## WHAT NEEDS TO BE DONE
Copy out the listing that follows exactly, dropping every picture.

## TASK INPUTS
########################################

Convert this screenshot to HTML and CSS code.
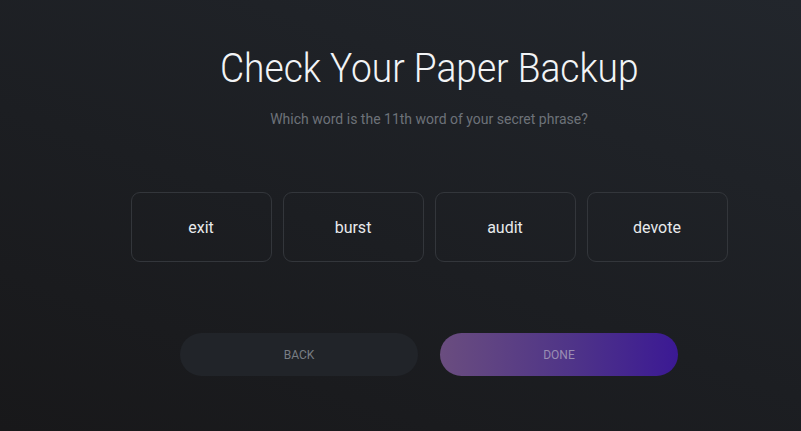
FILE: index.html
```html
<!doctype html>
<html lang="en">
  <head>
    <meta charset="UTF-8" />
    <meta name="viewport" content="width=device-width, initial-scale=1.0" />
    <title>Check Your Paper Backup</title>
    <link rel="stylesheet" href="styles.css">
  </head>
  <body>
    <main class="check">
      <h1 class="title">Check Your Paper Backup</h1>
      <p class="question">Which word is the 11th word of your secret phrase?</p>

      <div class="words">
        <button class="word">exit</button>
        <button class="word">burst</button>
        <button class="word">audit</button>
        <button class="word">devote</button>
      </div>

      <div class="actions">
        <button class="pill back">Back</button>
        <button class="pill done">Done</button>
      </div>
    </main>
  </body>
</html>
```

FILE: styles.css
```css
html,
body {
  height: 100%;
}
body {
  margin: 0;
  font-family: Roboto, "Liberation Sans", sans-serif;
  background: linear-gradient(20deg, #18181a 0%, #1c1e22 45%, #22262c 100%);
  color: #eceef0;
  overflow: hidden;
}
.check {
  display: flex;
  flex-direction: column;
  align-items: center;
  padding-left: 57px;
  padding-top: 42px;
}
/* condensed look of the heading font */
.title {
  margin: 0;
  font-weight: 300;
  font-size: 41px;
  line-height: 52px;
  color: #f2f4f6;
  white-space: nowrap;
  transform: scaleX(0.905);
}
.question {
  margin: 16px 0 0;
  font-size: 14px;
  line-height: 18px;
  color: #6d7279;
}
.words {
  display: flex;
  gap: 11px;
  margin-top: 64px;
}
.word {
  width: 141px;
  height: 70px;
  box-sizing: border-box;
  background: transparent;
  border: 1px solid #33363b;
  border-radius: 9px;
  font-family: inherit;
  font-size: 16px;
  color: #e8eaec;
  cursor: pointer;
}
.actions {
  display: flex;
  gap: 22px;
  margin-top: 71px;
}
.pill {
  width: 238px;
  height: 43px;
  border: none;
  border-radius: 22px;
  font-family: inherit;
  font-size: 12px;
  text-transform: uppercase;
  cursor: pointer;
}
.back {
  background: #212429;
  color: #787d84;
}
.done {
  background: linear-gradient(90deg, #6a4d7f 0%, #4f3488 55%, #3b1994 100%);
  color: #9a8db3;
}
```
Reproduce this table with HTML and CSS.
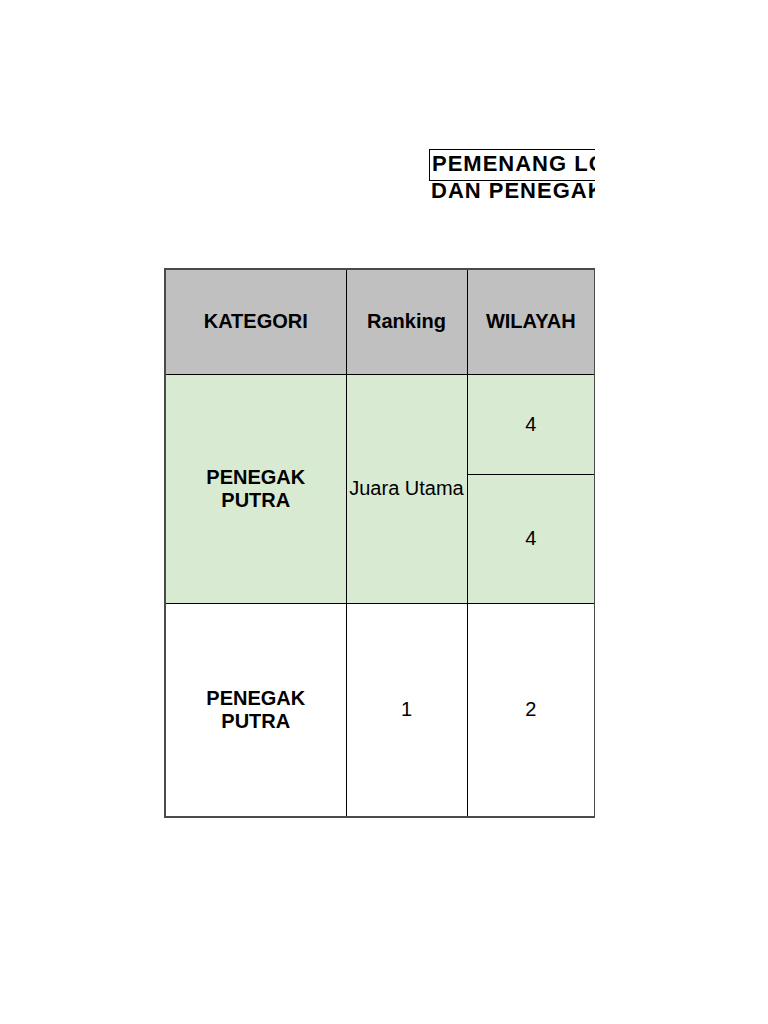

########################################

## SOLUTION
Convert this screenshot to HTML and CSS code.
FILE: index.html
```html
<!doctype html>
<html lang="en">
  <head>
    <meta charset="UTF-8" />
    <meta name="viewport" content="width=device-width, initial-scale=1.0" />
    <title>Check Your Paper Backup</title>
    <link rel="stylesheet" href="styles.css">
  </head>
  <body>
    <main class="check">
      <h1 class="title">Check Your Paper Backup</h1>
      <p class="question">Which word is the 11th word of your secret phrase?</p>

      <div class="words">
        <button class="word">exit</button>
        <button class="word">burst</button>
        <button class="word">audit</button>
        <button class="word">devote</button>
      </div>

      <div class="actions">
        <button class="pill back">Back</button>
        <button class="pill done">Done</button>
      </div>
    </main>
  </body>
</html>
```

FILE: styles.css
```css
html,
body {
  height: 100%;
}
body {
  margin: 0;
  font-family: Roboto, "Liberation Sans", sans-serif;
  background: linear-gradient(20deg, #18181a 0%, #1c1e22 45%, #22262c 100%);
  color: #eceef0;
  overflow: hidden;
}
.check {
  display: flex;
  flex-direction: column;
  align-items: center;
  padding-left: 57px;
  padding-top: 42px;
}
/* condensed look of the heading font */
.title {
  margin: 0;
  font-weight: 300;
  font-size: 41px;
  line-height: 52px;
  color: #f2f4f6;
  white-space: nowrap;
  transform: scaleX(0.905);
}
.question {
  margin: 16px 0 0;
  font-size: 14px;
  line-height: 18px;
  color: #6d7279;
}
.words {
  display: flex;
  gap: 11px;
  margin-top: 64px;
}
.word {
  width: 141px;
  height: 70px;
  box-sizing: border-box;
  background: transparent;
  border: 1px solid #33363b;
  border-radius: 9px;
  font-family: inherit;
  font-size: 16px;
  color: #e8eaec;
  cursor: pointer;
}
.actions {
  display: flex;
  gap: 22px;
  margin-top: 71px;
}
.pill {
  width: 238px;
  height: 43px;
  border: none;
  border-radius: 22px;
  font-family: inherit;
  font-size: 12px;
  text-transform: uppercase;
  cursor: pointer;
}
.back {
  background: #212429;
  color: #787d84;
}
.done {
  background: linear-gradient(90deg, #6a4d7f 0%, #4f3488 55%, #3b1994 100%);
  color: #9a8db3;
}
```
Reproduce this table with HTML and CSS.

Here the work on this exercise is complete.